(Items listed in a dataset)
○ ○ ○ ○
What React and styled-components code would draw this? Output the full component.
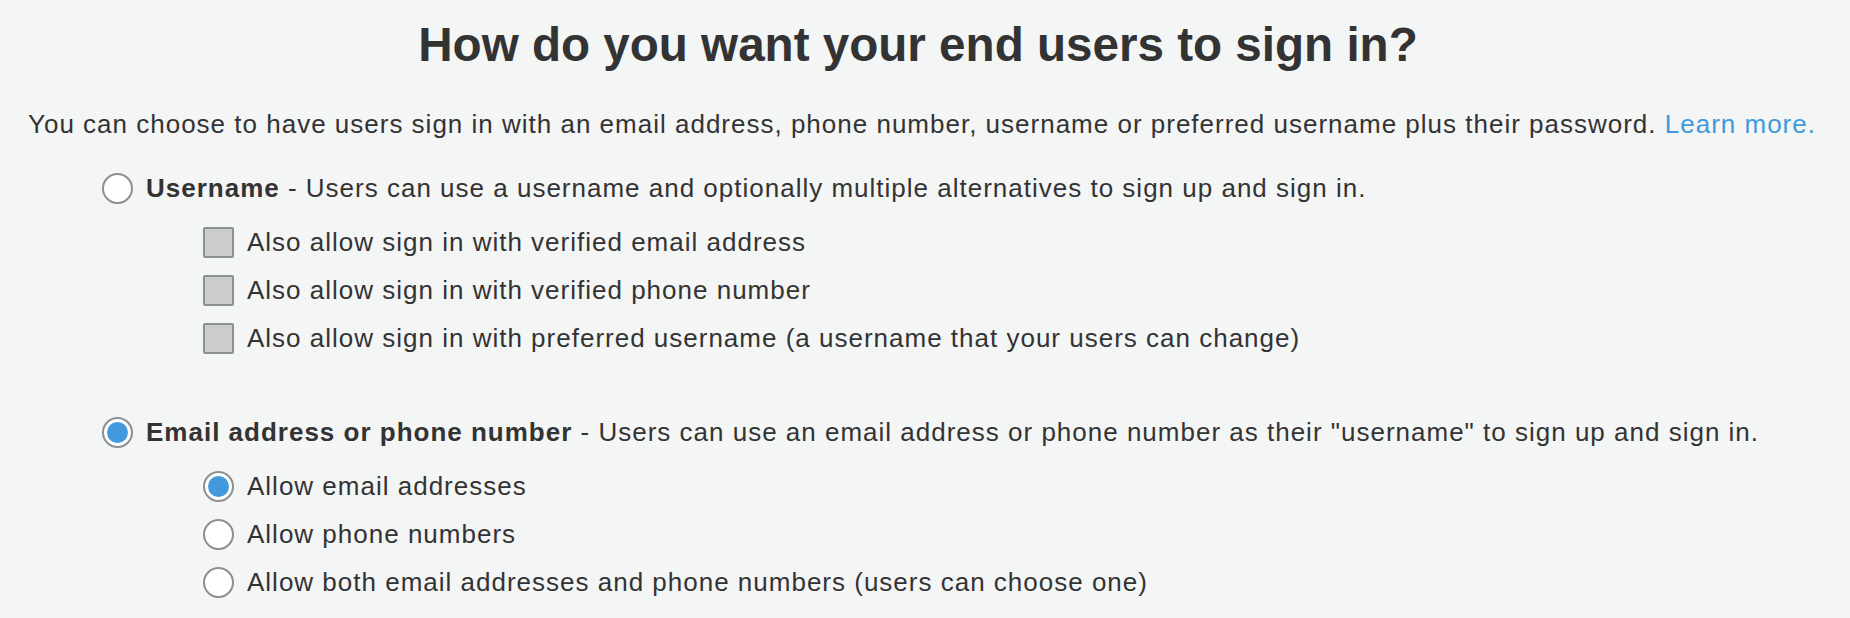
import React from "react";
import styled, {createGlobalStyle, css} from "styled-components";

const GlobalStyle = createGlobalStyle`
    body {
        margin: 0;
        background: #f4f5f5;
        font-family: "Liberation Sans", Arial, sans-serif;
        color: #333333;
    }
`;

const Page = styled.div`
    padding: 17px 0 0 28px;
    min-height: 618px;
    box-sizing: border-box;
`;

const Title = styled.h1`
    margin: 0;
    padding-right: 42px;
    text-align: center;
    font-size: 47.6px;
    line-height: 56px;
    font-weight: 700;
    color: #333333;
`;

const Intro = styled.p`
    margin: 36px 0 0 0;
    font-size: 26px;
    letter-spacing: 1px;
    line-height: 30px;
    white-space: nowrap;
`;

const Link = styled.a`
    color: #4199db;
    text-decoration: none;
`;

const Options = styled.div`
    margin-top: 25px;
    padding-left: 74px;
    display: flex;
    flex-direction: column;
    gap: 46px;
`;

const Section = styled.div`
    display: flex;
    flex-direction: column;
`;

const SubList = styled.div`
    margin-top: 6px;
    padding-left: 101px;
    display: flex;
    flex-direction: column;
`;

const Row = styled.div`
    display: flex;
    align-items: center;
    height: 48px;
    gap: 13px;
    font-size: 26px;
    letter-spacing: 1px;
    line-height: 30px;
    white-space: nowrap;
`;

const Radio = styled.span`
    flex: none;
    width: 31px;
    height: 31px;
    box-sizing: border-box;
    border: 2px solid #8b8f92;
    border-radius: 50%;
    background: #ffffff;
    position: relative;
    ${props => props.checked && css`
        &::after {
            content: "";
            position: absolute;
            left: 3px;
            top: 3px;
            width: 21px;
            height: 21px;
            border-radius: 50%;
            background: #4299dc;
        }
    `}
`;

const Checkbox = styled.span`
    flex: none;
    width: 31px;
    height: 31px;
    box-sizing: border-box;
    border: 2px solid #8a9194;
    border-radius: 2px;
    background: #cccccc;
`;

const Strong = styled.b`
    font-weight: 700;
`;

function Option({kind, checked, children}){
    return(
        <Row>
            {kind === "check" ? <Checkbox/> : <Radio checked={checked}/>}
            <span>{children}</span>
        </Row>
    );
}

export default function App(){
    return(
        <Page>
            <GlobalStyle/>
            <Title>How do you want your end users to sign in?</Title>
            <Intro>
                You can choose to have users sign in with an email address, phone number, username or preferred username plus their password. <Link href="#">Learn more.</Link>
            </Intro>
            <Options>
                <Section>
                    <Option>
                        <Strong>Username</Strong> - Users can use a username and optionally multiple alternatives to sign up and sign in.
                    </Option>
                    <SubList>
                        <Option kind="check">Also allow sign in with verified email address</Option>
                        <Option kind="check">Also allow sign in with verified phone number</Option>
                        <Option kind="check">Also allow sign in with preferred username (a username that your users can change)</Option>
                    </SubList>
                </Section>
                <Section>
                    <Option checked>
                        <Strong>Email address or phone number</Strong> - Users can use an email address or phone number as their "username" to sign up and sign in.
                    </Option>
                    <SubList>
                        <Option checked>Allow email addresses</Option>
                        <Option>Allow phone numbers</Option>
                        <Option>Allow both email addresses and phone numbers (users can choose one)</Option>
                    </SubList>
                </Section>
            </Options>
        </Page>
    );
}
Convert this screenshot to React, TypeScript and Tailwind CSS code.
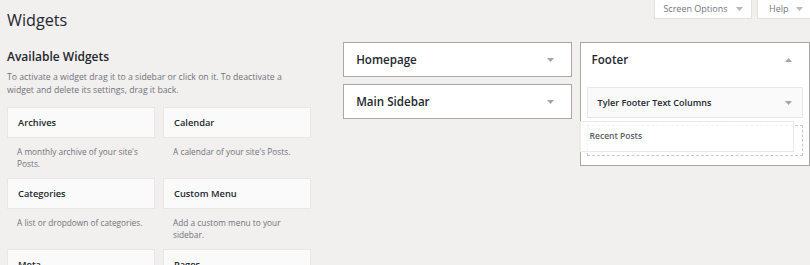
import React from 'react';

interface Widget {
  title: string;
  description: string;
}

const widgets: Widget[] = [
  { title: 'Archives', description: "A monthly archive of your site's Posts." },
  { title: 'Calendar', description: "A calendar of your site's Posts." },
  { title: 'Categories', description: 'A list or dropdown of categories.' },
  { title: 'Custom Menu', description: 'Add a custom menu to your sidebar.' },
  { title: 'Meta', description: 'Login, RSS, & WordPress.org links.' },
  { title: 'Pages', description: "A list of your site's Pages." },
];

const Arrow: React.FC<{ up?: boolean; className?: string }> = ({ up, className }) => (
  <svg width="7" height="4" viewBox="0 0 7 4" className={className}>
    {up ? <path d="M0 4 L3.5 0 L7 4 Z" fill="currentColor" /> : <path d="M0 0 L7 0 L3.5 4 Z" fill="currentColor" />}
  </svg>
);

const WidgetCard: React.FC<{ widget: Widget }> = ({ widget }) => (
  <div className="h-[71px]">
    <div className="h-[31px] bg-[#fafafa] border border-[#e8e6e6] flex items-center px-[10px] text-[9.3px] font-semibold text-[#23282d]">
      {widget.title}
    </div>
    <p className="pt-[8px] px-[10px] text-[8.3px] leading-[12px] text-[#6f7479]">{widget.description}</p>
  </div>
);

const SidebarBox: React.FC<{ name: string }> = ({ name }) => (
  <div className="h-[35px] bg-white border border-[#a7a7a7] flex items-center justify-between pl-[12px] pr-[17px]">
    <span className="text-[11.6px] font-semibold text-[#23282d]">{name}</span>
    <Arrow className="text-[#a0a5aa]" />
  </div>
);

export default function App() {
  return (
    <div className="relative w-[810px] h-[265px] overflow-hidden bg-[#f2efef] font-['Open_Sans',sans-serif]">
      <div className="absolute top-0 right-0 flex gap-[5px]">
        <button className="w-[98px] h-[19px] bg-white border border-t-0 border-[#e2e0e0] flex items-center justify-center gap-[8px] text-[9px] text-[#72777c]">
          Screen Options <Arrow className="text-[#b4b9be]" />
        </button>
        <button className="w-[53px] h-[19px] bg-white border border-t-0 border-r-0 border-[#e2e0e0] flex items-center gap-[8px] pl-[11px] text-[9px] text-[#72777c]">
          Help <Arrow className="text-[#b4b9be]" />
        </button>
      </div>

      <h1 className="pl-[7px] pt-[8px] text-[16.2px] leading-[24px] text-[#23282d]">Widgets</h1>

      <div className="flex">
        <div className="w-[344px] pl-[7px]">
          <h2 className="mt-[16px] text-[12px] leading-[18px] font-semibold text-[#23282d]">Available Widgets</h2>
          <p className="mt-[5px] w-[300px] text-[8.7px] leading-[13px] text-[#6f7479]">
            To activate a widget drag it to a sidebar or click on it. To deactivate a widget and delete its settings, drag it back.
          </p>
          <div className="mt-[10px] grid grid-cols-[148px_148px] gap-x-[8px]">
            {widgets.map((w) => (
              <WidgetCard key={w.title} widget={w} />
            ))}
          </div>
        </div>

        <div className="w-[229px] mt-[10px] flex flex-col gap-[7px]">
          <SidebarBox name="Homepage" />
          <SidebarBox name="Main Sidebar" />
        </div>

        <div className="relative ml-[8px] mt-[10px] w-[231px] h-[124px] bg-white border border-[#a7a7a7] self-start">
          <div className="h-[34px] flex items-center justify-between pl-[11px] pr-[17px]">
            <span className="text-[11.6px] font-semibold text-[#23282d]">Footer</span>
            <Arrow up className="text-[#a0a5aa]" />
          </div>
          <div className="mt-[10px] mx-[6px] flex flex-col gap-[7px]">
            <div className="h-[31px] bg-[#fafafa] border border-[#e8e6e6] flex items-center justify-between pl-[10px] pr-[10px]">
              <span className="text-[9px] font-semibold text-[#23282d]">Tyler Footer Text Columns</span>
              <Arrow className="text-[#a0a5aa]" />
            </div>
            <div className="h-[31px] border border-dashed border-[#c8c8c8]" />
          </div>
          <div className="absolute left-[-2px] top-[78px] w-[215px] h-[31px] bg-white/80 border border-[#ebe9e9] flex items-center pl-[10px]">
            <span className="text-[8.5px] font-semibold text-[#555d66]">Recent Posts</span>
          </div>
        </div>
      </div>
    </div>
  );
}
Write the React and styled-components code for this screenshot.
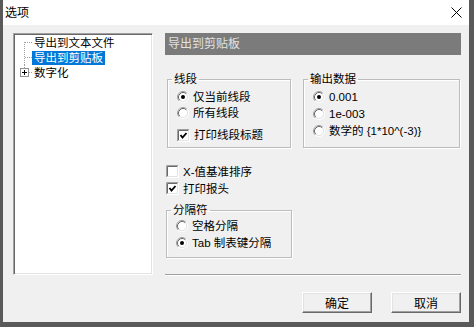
○ ○ ○ ○
- **Challenge**:
Write every entry out again exactly, dropping the pictures.

- **Task output**:
What React and styled-components code would draw this? Output the full component.
import React from "react";
import styled, {createGlobalStyle, css} from "styled-components";

const GlobalStyle = createGlobalStyle`
    body {
        margin: 0;
        background: #f4f5f5;
        font-family: "Liberation Sans", Arial, sans-serif;
        color: #333333;
    }
`;

const Page = styled.div`
    padding: 17px 0 0 28px;
    min-height: 618px;
    box-sizing: border-box;
`;

const Title = styled.h1`
    margin: 0;
    padding-right: 42px;
    text-align: center;
    font-size: 47.6px;
    line-height: 56px;
    font-weight: 700;
    color: #333333;
`;

const Intro = styled.p`
    margin: 36px 0 0 0;
    font-size: 26px;
    letter-spacing: 1px;
    line-height: 30px;
    white-space: nowrap;
`;

const Link = styled.a`
    color: #4199db;
    text-decoration: none;
`;

const Options = styled.div`
    margin-top: 25px;
    padding-left: 74px;
    display: flex;
    flex-direction: column;
    gap: 46px;
`;

const Section = styled.div`
    display: flex;
    flex-direction: column;
`;

const SubList = styled.div`
    margin-top: 6px;
    padding-left: 101px;
    display: flex;
    flex-direction: column;
`;

const Row = styled.div`
    display: flex;
    align-items: center;
    height: 48px;
    gap: 13px;
    font-size: 26px;
    letter-spacing: 1px;
    line-height: 30px;
    white-space: nowrap;
`;

const Radio = styled.span`
    flex: none;
    width: 31px;
    height: 31px;
    box-sizing: border-box;
    border: 2px solid #8b8f92;
    border-radius: 50%;
    background: #ffffff;
    position: relative;
    ${props => props.checked && css`
        &::after {
            content: "";
            position: absolute;
            left: 3px;
            top: 3px;
            width: 21px;
            height: 21px;
            border-radius: 50%;
            background: #4299dc;
        }
    `}
`;

const Checkbox = styled.span`
    flex: none;
    width: 31px;
    height: 31px;
    box-sizing: border-box;
    border: 2px solid #8a9194;
    border-radius: 2px;
    background: #cccccc;
`;

const Strong = styled.b`
    font-weight: 700;
`;

function Option({kind, checked, children}){
    return(
        <Row>
            {kind === "check" ? <Checkbox/> : <Radio checked={checked}/>}
            <span>{children}</span>
        </Row>
    );
}

export default function App(){
    return(
        <Page>
            <GlobalStyle/>
            <Title>How do you want your end users to sign in?</Title>
            <Intro>
                You can choose to have users sign in with an email address, phone number, username or preferred username plus their password. <Link href="#">Learn more.</Link>
            </Intro>
            <Options>
                <Section>
                    <Option>
                        <Strong>Username</Strong> - Users can use a username and optionally multiple alternatives to sign up and sign in.
                    </Option>
                    <SubList>
                        <Option kind="check">Also allow sign in with verified email address</Option>
                        <Option kind="check">Also allow sign in with verified phone number</Option>
                        <Option kind="check">Also allow sign in with preferred username (a username that your users can change)</Option>
                    </SubList>
                </Section>
                <Section>
                    <Option checked>
                        <Strong>Email address or phone number</Strong> - Users can use an email address or phone number as their "username" to sign up and sign in.
                    </Option>
                    <SubList>
                        <Option checked>Allow email addresses</Option>
                        <Option>Allow phone numbers</Option>
                        <Option>Allow both email addresses and phone numbers (users can choose one)</Option>
                    </SubList>
                </Section>
            </Options>
        </Page>
    );
}
Convert this screenshot to React, TypeScript and Tailwind CSS code.
import React from 'react';

interface Widget {
  title: string;
  description: string;
}

const widgets: Widget[] = [
  { title: 'Archives', description: "A monthly archive of your site's Posts." },
  { title: 'Calendar', description: "A calendar of your site's Posts." },
  { title: 'Categories', description: 'A list or dropdown of categories.' },
  { title: 'Custom Menu', description: 'Add a custom menu to your sidebar.' },
  { title: 'Meta', description: 'Login, RSS, & WordPress.org links.' },
  { title: 'Pages', description: "A list of your site's Pages." },
];

const Arrow: React.FC<{ up?: boolean; className?: string }> = ({ up, className }) => (
  <svg width="7" height="4" viewBox="0 0 7 4" className={className}>
    {up ? <path d="M0 4 L3.5 0 L7 4 Z" fill="currentColor" /> : <path d="M0 0 L7 0 L3.5 4 Z" fill="currentColor" />}
  </svg>
);

const WidgetCard: React.FC<{ widget: Widget }> = ({ widget }) => (
  <div className="h-[71px]">
    <div className="h-[31px] bg-[#fafafa] border border-[#e8e6e6] flex items-center px-[10px] text-[9.3px] font-semibold text-[#23282d]">
      {widget.title}
    </div>
    <p className="pt-[8px] px-[10px] text-[8.3px] leading-[12px] text-[#6f7479]">{widget.description}</p>
  </div>
);

const SidebarBox: React.FC<{ name: string }> = ({ name }) => (
  <div className="h-[35px] bg-white border border-[#a7a7a7] flex items-center justify-between pl-[12px] pr-[17px]">
    <span className="text-[11.6px] font-semibold text-[#23282d]">{name}</span>
    <Arrow className="text-[#a0a5aa]" />
  </div>
);

export default function App() {
  return (
    <div className="relative w-[810px] h-[265px] overflow-hidden bg-[#f2efef] font-['Open_Sans',sans-serif]">
      <div className="absolute top-0 right-0 flex gap-[5px]">
        <button className="w-[98px] h-[19px] bg-white border border-t-0 border-[#e2e0e0] flex items-center justify-center gap-[8px] text-[9px] text-[#72777c]">
          Screen Options <Arrow className="text-[#b4b9be]" />
        </button>
        <button className="w-[53px] h-[19px] bg-white border border-t-0 border-r-0 border-[#e2e0e0] flex items-center gap-[8px] pl-[11px] text-[9px] text-[#72777c]">
          Help <Arrow className="text-[#b4b9be]" />
        </button>
      </div>

      <h1 className="pl-[7px] pt-[8px] text-[16.2px] leading-[24px] text-[#23282d]">Widgets</h1>

      <div className="flex">
        <div className="w-[344px] pl-[7px]">
          <h2 className="mt-[16px] text-[12px] leading-[18px] font-semibold text-[#23282d]">Available Widgets</h2>
          <p className="mt-[5px] w-[300px] text-[8.7px] leading-[13px] text-[#6f7479]">
            To activate a widget drag it to a sidebar or click on it. To deactivate a widget and delete its settings, drag it back.
          </p>
          <div className="mt-[10px] grid grid-cols-[148px_148px] gap-x-[8px]">
            {widgets.map((w) => (
              <WidgetCard key={w.title} widget={w} />
            ))}
          </div>
        </div>

        <div className="w-[229px] mt-[10px] flex flex-col gap-[7px]">
          <SidebarBox name="Homepage" />
          <SidebarBox name="Main Sidebar" />
        </div>

        <div className="relative ml-[8px] mt-[10px] w-[231px] h-[124px] bg-white border border-[#a7a7a7] self-start">
          <div className="h-[34px] flex items-center justify-between pl-[11px] pr-[17px]">
            <span className="text-[11.6px] font-semibold text-[#23282d]">Footer</span>
            <Arrow up className="text-[#a0a5aa]" />
          </div>
          <div className="mt-[10px] mx-[6px] flex flex-col gap-[7px]">
            <div className="h-[31px] bg-[#fafafa] border border-[#e8e6e6] flex items-center justify-between pl-[10px] pr-[10px]">
              <span className="text-[9px] font-semibold text-[#23282d]">Tyler Footer Text Columns</span>
              <Arrow className="text-[#a0a5aa]" />
            </div>
            <div className="h-[31px] border border-dashed border-[#c8c8c8]" />
          </div>
          <div className="absolute left-[-2px] top-[78px] w-[215px] h-[31px] bg-white/80 border border-[#ebe9e9] flex items-center pl-[10px]">
            <span className="text-[8.5px] font-semibold text-[#555d66]">Recent Posts</span>
          </div>
        </div>
      </div>
    </div>
  );
}
Write the React and styled-components code for this screenshot.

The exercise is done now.